WHAT TO PRODUCE.
Omit all images, then return the remaining material exactly as it stands.
········
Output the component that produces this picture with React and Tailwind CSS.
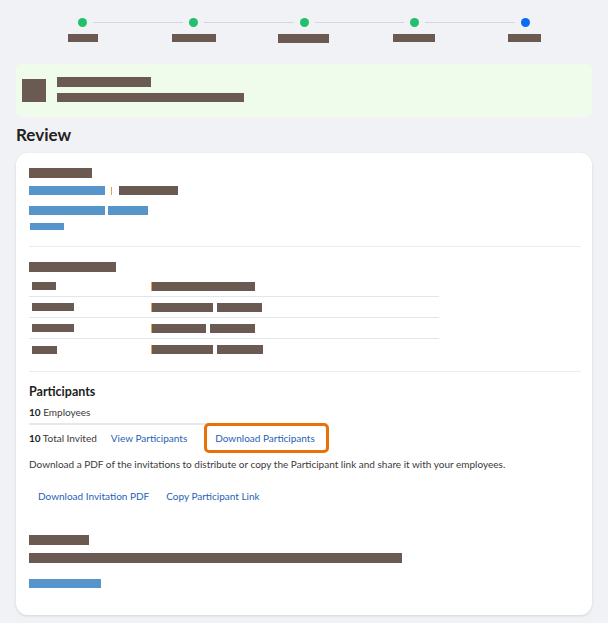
import React from 'react';

const brown = 'bg-[#6b5a52]';
const blue = 'bg-[#5595c9]';

const Block = ({ className = '' }) => <span className={`block ${className}`} />;

const steps = [
  { w: 'w-[30px]', h: 'h-[8px]', done: true },
  { w: 'w-[44px]', h: 'h-[8px]', done: true },
  { w: 'w-[51px]', h: 'h-[9px]', done: true },
  { w: 'w-[42px]', h: 'h-[8px]', done: true },
  { w: 'w-[33px]', h: 'h-[8px]', done: false },
];

const rows = [
  { a: 'w-[24px]', b: ['w-[104px]'] },
  { a: 'w-[42px]', b: ['w-[62px]', 'w-[45px]'] },
  { a: 'w-[42px]', b: ['w-[55px]', 'w-[45px]'] },
  { a: 'w-[25px]', b: ['w-[62px]', 'w-[46px]'] },
];

const Stepper = () => (
  <div className="pt-[18px]">
    <div className="flex items-center px-[78px]">
      {steps.map((s, i) => (
        <React.Fragment key={i}>
          <span
            className={`block w-[9px] h-[9px] rounded-full shrink-0 ${s.done ? 'bg-[#22c06b]' : 'bg-[#0a6cf5]'}`}
          />
          {i < steps.length - 1 && <span className="block flex-1 h-px bg-[#d4d6db] mx-[6px]" />}
        </React.Fragment>
      ))}
    </div>
    <div className="grid grid-cols-5 mx-[28px] mt-[7px] h-[9px]">
      {steps.map((s, i) => (
        <div key={i} className="flex justify-center">
          <Block className={`${brown} ${s.w} ${s.h}`} />
        </div>
      ))}
    </div>
  </div>
);

export default function App() {
  return (
    <div
      className="w-[608px] min-h-[623px] bg-[#f1f2f6] text-[#3a3a3a] pb-[9px]"
      style={{ fontFamily: 'Lato, "Open Sans", Arial, sans-serif' }}
    >
      <Stepper />

      {/* banner */}
      <div className="mx-[16px] mt-[21px] h-[53px] rounded-[6px] bg-[#effcec] flex items-center pl-[6px]">
        <Block className={`${brown} w-[24px] h-[23px]`} />
        <div className="ml-[11px] flex flex-col gap-[6px] -mt-[2px]">
          <Block className={`${brown} w-[94px] h-[10px]`} />
          <Block className={`${brown} w-[187px] h-[9px]`} />
        </div>
      </div>

      <h1 className="mx-[16px] mt-[6px] text-[17px] leading-[24px] font-bold text-[#222]">Review</h1>

      {/* card */}
      <div className="mx-[16px] mt-[6px] bg-white rounded-[12px] shadow-[0_1px_3px_rgba(0,0,0,0.12)] pl-[13px] pr-[11px] pt-[15px] pb-[27px]">
        <Block className={`${brown} w-[63px] h-[10px]`} />
        <div className="flex items-center mt-[8px]">
          <Block className={`${blue} w-[76px] h-[9px]`} />
          <span className="block w-px h-[8px] bg-[#e3a34a] ml-[6px]" />
          <Block className={`${brown} w-[59px] h-[9px] ml-[7px]`} />
        </div>
        <div className="flex items-center gap-[3px] mt-[11px]">
          <Block className={`${blue} w-[76px] h-[9px]`} />
          <Block className={`${blue} w-[40px] h-[9px]`} />
        </div>
        <Block className={`${blue} w-[34px] h-[7px] mt-[8px] ml-px`} />

        <div className="h-px bg-[#ececef] mt-[16px]" />

        <Block className={`${brown} w-[87px] h-[10px] mt-[15px]`} />
        <div className="w-[410px] mt-[4px]">
          {rows.map((r, i) => (
            <div
              key={i}
              className={`flex items-center h-[21px] ${i < rows.length - 1 ? 'border-b border-[#e1e6ec]' : ''}`}
            >
              <div className="w-[122px] pl-[3px]">
                <Block className={`${brown} ${r.a} h-[8px]`} />
              </div>
              <div className="flex gap-[4px]">
                {r.b.map((w, j) => (
                  <Block
                    key={j}
                    className={`${brown} ${w} h-[9px] ${j === 0 ? 'border-l border-[#e8a04a]' : ''}`}
                  />
                ))}
              </div>
            </div>
          ))}
        </div>

        <div className="h-px bg-[#ececef] mt-[11px]" />

        <h2 className="text-[12.5px] font-bold leading-[16px] mt-[12px] text-[#222]">Participants</h2>
        <p className="text-[10px] leading-[14px] mt-[5px]">
          <span className="font-bold text-[#222]">10</span> Employees
        </p>
        <div className="mt-[4px]">
          <div className="h-[2px] bg-[#e6e8ec] w-[180px]" />
          <div className="flex items-center h-[30px] text-[10px] -mt-[2px]">
            <span>
              <span className="font-bold text-[#222]">10</span> Total Invited
            </span>
            <a className="text-[#1f5fb5] ml-[14px] cursor-pointer">View Participants</a>
            <a className="text-[#1f5fb5] ml-[17px] h-[30px] pl-[8px] pr-[11px] flex items-center border-[3px] border-[#e8710a] rounded-[5px] bg-white cursor-pointer">
              Download Participants
            </a>
          </div>
        </div>
        <p className="text-[10px] leading-[14px] mt-[4px]">
          Download a PDF of the invitations to distribute or copy the Participant link and share it with your employees.
        </p>
        <div className="flex gap-[17px] text-[10px] text-[#1f5fb5] mt-[18px] ml-[9px]">
          <a className="cursor-pointer">Download Invitation PDF</a>
          <a className="cursor-pointer">Copy Participant Link</a>
        </div>

        <Block className={`${brown} w-[60px] h-[10px] mt-[31px]`} />
        <Block className={`${brown} w-[373px] h-[10px] mt-[8px]`} />
        <Block className={`${blue} w-[72px] h-[9px] mt-[16px]`} />
      </div>
    </div>
  );
}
········
EXERCISE RESULT.
Output the component that produces this picture with React and Tailwind CSS.
import React from 'react';

const brown = 'bg-[#6b5a52]';
const blue = 'bg-[#5595c9]';

const Block = ({ className = '' }) => <span className={`block ${className}`} />;

const steps = [
  { w: 'w-[30px]', h: 'h-[8px]', done: true },
  { w: 'w-[44px]', h: 'h-[8px]', done: true },
  { w: 'w-[51px]', h: 'h-[9px]', done: true },
  { w: 'w-[42px]', h: 'h-[8px]', done: true },
  { w: 'w-[33px]', h: 'h-[8px]', done: false },
];

const rows = [
  { a: 'w-[24px]', b: ['w-[104px]'] },
  { a: 'w-[42px]', b: ['w-[62px]', 'w-[45px]'] },
  { a: 'w-[42px]', b: ['w-[55px]', 'w-[45px]'] },
  { a: 'w-[25px]', b: ['w-[62px]', 'w-[46px]'] },
];

const Stepper = () => (
  <div className="pt-[18px]">
    <div className="flex items-center px-[78px]">
      {steps.map((s, i) => (
        <React.Fragment key={i}>
          <span
            className={`block w-[9px] h-[9px] rounded-full shrink-0 ${s.done ? 'bg-[#22c06b]' : 'bg-[#0a6cf5]'}`}
          />
          {i < steps.length - 1 && <span className="block flex-1 h-px bg-[#d4d6db] mx-[6px]" />}
        </React.Fragment>
      ))}
    </div>
    <div className="grid grid-cols-5 mx-[28px] mt-[7px] h-[9px]">
      {steps.map((s, i) => (
        <div key={i} className="flex justify-center">
          <Block className={`${brown} ${s.w} ${s.h}`} />
        </div>
      ))}
    </div>
  </div>
);

export default function App() {
  return (
    <div
      className="w-[608px] min-h-[623px] bg-[#f1f2f6] text-[#3a3a3a] pb-[9px]"
      style={{ fontFamily: 'Lato, "Open Sans", Arial, sans-serif' }}
    >
      <Stepper />

      {/* banner */}
      <div className="mx-[16px] mt-[21px] h-[53px] rounded-[6px] bg-[#effcec] flex items-center pl-[6px]">
        <Block className={`${brown} w-[24px] h-[23px]`} />
        <div className="ml-[11px] flex flex-col gap-[6px] -mt-[2px]">
          <Block className={`${brown} w-[94px] h-[10px]`} />
          <Block className={`${brown} w-[187px] h-[9px]`} />
        </div>
      </div>

      <h1 className="mx-[16px] mt-[6px] text-[17px] leading-[24px] font-bold text-[#222]">Review</h1>

      {/* card */}
      <div className="mx-[16px] mt-[6px] bg-white rounded-[12px] shadow-[0_1px_3px_rgba(0,0,0,0.12)] pl-[13px] pr-[11px] pt-[15px] pb-[27px]">
        <Block className={`${brown} w-[63px] h-[10px]`} />
        <div className="flex items-center mt-[8px]">
          <Block className={`${blue} w-[76px] h-[9px]`} />
          <span className="block w-px h-[8px] bg-[#e3a34a] ml-[6px]" />
          <Block className={`${brown} w-[59px] h-[9px] ml-[7px]`} />
        </div>
        <div className="flex items-center gap-[3px] mt-[11px]">
          <Block className={`${blue} w-[76px] h-[9px]`} />
          <Block className={`${blue} w-[40px] h-[9px]`} />
        </div>
        <Block className={`${blue} w-[34px] h-[7px] mt-[8px] ml-px`} />

        <div className="h-px bg-[#ececef] mt-[16px]" />

        <Block className={`${brown} w-[87px] h-[10px] mt-[15px]`} />
        <div className="w-[410px] mt-[4px]">
          {rows.map((r, i) => (
            <div
              key={i}
              className={`flex items-center h-[21px] ${i < rows.length - 1 ? 'border-b border-[#e1e6ec]' : ''}`}
            >
              <div className="w-[122px] pl-[3px]">
                <Block className={`${brown} ${r.a} h-[8px]`} />
              </div>
              <div className="flex gap-[4px]">
                {r.b.map((w, j) => (
                  <Block
                    key={j}
                    className={`${brown} ${w} h-[9px] ${j === 0 ? 'border-l border-[#e8a04a]' : ''}`}
                  />
                ))}
              </div>
            </div>
          ))}
        </div>

        <div className="h-px bg-[#ececef] mt-[11px]" />

        <h2 className="text-[12.5px] font-bold leading-[16px] mt-[12px] text-[#222]">Participants</h2>
        <p className="text-[10px] leading-[14px] mt-[5px]">
          <span className="font-bold text-[#222]">10</span> Employees
        </p>
        <div className="mt-[4px]">
          <div className="h-[2px] bg-[#e6e8ec] w-[180px]" />
          <div className="flex items-center h-[30px] text-[10px] -mt-[2px]">
            <span>
              <span className="font-bold text-[#222]">10</span> Total Invited
            </span>
            <a className="text-[#1f5fb5] ml-[14px] cursor-pointer">View Participants</a>
            <a className="text-[#1f5fb5] ml-[17px] h-[30px] pl-[8px] pr-[11px] flex items-center border-[3px] border-[#e8710a] rounded-[5px] bg-white cursor-pointer">
              Download Participants
            </a>
          </div>
        </div>
        <p className="text-[10px] leading-[14px] mt-[4px]">
          Download a PDF of the invitations to distribute or copy the Participant link and share it with your employees.
        </p>
        <div className="flex gap-[17px] text-[10px] text-[#1f5fb5] mt-[18px] ml-[9px]">
          <a className="cursor-pointer">Download Invitation PDF</a>
          <a className="cursor-pointer">Copy Participant Link</a>
        </div>

        <Block className={`${brown} w-[60px] h-[10px] mt-[31px]`} />
        <Block className={`${brown} w-[373px] h-[10px] mt-[8px]`} />
        <Block className={`${blue} w-[72px] h-[9px] mt-[16px]`} />
      </div>
    </div>
  );
}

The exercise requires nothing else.